Repeat the data word for word. Do not include the pictures.

*-*-*

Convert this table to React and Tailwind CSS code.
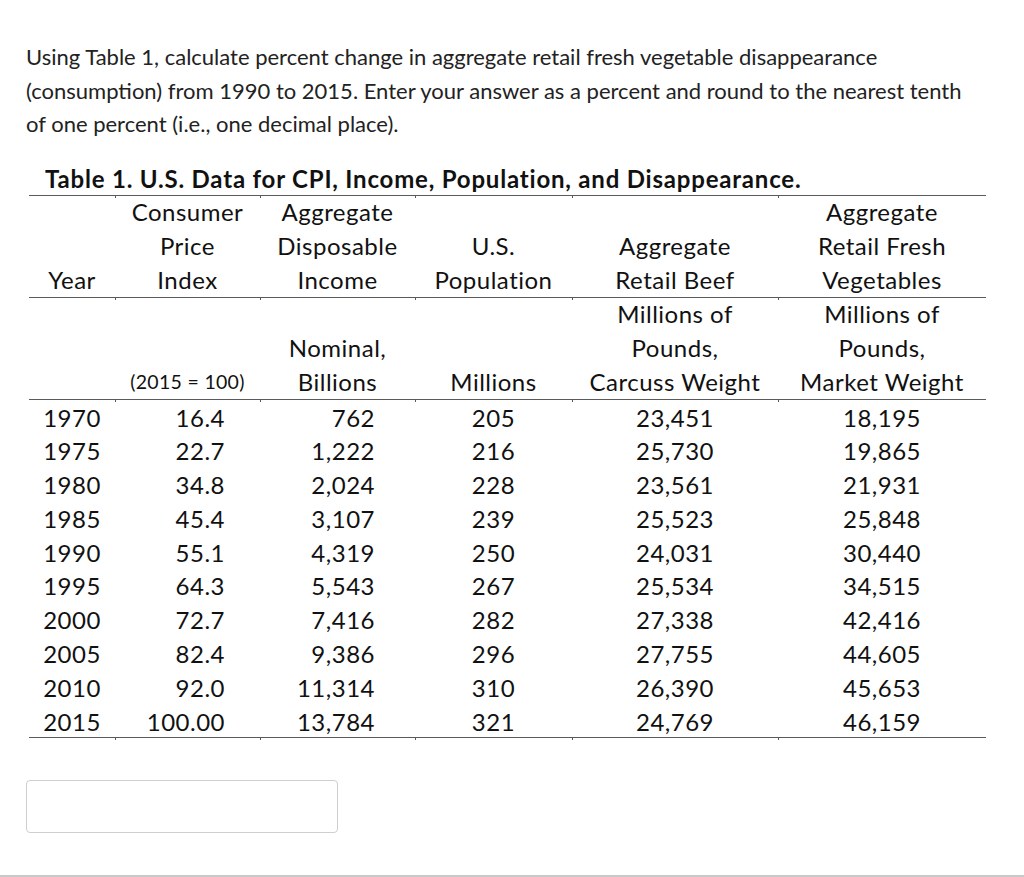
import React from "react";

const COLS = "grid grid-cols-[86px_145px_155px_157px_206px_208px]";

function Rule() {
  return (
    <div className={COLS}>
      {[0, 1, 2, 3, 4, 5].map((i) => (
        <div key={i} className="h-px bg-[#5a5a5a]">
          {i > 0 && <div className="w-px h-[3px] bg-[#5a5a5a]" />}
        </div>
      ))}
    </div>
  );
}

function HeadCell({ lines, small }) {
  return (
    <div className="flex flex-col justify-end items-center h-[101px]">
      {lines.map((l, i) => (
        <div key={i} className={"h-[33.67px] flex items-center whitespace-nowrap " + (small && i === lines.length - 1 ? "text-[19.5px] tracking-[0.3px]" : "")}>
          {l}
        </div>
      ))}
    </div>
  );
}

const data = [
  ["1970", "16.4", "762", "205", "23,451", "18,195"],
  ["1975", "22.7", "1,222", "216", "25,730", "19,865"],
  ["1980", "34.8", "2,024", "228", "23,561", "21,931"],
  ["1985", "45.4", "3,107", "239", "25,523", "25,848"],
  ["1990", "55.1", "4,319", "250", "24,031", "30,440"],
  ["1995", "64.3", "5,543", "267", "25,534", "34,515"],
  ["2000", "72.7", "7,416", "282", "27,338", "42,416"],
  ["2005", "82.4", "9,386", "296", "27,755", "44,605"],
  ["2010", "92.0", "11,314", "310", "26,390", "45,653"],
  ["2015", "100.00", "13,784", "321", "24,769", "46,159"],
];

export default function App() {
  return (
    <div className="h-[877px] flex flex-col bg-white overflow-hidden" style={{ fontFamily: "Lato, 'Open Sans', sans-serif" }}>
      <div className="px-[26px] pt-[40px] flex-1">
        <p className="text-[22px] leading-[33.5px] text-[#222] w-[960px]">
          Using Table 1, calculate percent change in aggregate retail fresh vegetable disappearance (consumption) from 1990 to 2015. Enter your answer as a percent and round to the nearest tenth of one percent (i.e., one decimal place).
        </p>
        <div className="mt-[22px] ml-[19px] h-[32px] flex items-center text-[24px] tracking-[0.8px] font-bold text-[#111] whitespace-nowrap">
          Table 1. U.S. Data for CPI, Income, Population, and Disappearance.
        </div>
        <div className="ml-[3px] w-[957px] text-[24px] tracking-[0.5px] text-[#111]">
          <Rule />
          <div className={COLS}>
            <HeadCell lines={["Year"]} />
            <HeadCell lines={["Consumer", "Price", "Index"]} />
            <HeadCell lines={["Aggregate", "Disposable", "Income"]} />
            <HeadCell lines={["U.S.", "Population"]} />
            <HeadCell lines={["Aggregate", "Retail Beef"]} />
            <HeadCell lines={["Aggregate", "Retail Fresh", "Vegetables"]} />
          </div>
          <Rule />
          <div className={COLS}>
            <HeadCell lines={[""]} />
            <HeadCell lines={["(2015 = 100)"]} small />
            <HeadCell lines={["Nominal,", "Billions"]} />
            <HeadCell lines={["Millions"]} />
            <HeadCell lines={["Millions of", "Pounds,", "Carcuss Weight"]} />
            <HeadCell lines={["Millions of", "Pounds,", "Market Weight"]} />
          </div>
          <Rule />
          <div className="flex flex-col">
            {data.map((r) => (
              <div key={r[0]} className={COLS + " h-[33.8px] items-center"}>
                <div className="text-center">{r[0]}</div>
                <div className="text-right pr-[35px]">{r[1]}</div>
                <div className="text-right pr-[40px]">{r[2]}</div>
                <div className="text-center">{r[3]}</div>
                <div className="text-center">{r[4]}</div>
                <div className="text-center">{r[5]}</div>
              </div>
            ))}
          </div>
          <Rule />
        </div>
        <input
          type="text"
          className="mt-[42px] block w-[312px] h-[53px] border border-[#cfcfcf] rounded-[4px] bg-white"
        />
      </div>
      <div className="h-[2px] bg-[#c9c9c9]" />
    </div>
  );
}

*-*-*

[REPLY]
Convert this table to React and Tailwind CSS code.
import React from "react";

const COLS = "grid grid-cols-[86px_145px_155px_157px_206px_208px]";

function Rule() {
  return (
    <div className={COLS}>
      {[0, 1, 2, 3, 4, 5].map((i) => (
        <div key={i} className="h-px bg-[#5a5a5a]">
          {i > 0 && <div className="w-px h-[3px] bg-[#5a5a5a]" />}
        </div>
      ))}
    </div>
  );
}

function HeadCell({ lines, small }) {
  return (
    <div className="flex flex-col justify-end items-center h-[101px]">
      {lines.map((l, i) => (
        <div key={i} className={"h-[33.67px] flex items-center whitespace-nowrap " + (small && i === lines.length - 1 ? "text-[19.5px] tracking-[0.3px]" : "")}>
          {l}
        </div>
      ))}
    </div>
  );
}

const data = [
  ["1970", "16.4", "762", "205", "23,451", "18,195"],
  ["1975", "22.7", "1,222", "216", "25,730", "19,865"],
  ["1980", "34.8", "2,024", "228", "23,561", "21,931"],
  ["1985", "45.4", "3,107", "239", "25,523", "25,848"],
  ["1990", "55.1", "4,319", "250", "24,031", "30,440"],
  ["1995", "64.3", "5,543", "267", "25,534", "34,515"],
  ["2000", "72.7", "7,416", "282", "27,338", "42,416"],
  ["2005", "82.4", "9,386", "296", "27,755", "44,605"],
  ["2010", "92.0", "11,314", "310", "26,390", "45,653"],
  ["2015", "100.00", "13,784", "321", "24,769", "46,159"],
];

export default function App() {
  return (
    <div className="h-[877px] flex flex-col bg-white overflow-hidden" style={{ fontFamily: "Lato, 'Open Sans', sans-serif" }}>
      <div className="px-[26px] pt-[40px] flex-1">
        <p className="text-[22px] leading-[33.5px] text-[#222] w-[960px]">
          Using Table 1, calculate percent change in aggregate retail fresh vegetable disappearance (consumption) from 1990 to 2015. Enter your answer as a percent and round to the nearest tenth of one percent (i.e., one decimal place).
        </p>
        <div className="mt-[22px] ml-[19px] h-[32px] flex items-center text-[24px] tracking-[0.8px] font-bold text-[#111] whitespace-nowrap">
          Table 1. U.S. Data for CPI, Income, Population, and Disappearance.
        </div>
        <div className="ml-[3px] w-[957px] text-[24px] tracking-[0.5px] text-[#111]">
          <Rule />
          <div className={COLS}>
            <HeadCell lines={["Year"]} />
            <HeadCell lines={["Consumer", "Price", "Index"]} />
            <HeadCell lines={["Aggregate", "Disposable", "Income"]} />
            <HeadCell lines={["U.S.", "Population"]} />
            <HeadCell lines={["Aggregate", "Retail Beef"]} />
            <HeadCell lines={["Aggregate", "Retail Fresh", "Vegetables"]} />
          </div>
          <Rule />
          <div className={COLS}>
            <HeadCell lines={[""]} />
            <HeadCell lines={["(2015 = 100)"]} small />
            <HeadCell lines={["Nominal,", "Billions"]} />
            <HeadCell lines={["Millions"]} />
            <HeadCell lines={["Millions of", "Pounds,", "Carcuss Weight"]} />
            <HeadCell lines={["Millions of", "Pounds,", "Market Weight"]} />
          </div>
          <Rule />
          <div className="flex flex-col">
            {data.map((r) => (
              <div key={r[0]} className={COLS + " h-[33.8px] items-center"}>
                <div className="text-center">{r[0]}</div>
                <div className="text-right pr-[35px]">{r[1]}</div>
                <div className="text-right pr-[40px]">{r[2]}</div>
                <div className="text-center">{r[3]}</div>
                <div className="text-center">{r[4]}</div>
                <div className="text-center">{r[5]}</div>
              </div>
            ))}
          </div>
          <Rule />
        </div>
        <input
          type="text"
          className="mt-[42px] block w-[312px] h-[53px] border border-[#cfcfcf] rounded-[4px] bg-white"
        />
      </div>
      <div className="h-[2px] bg-[#c9c9c9]" />
    </div>
  );
}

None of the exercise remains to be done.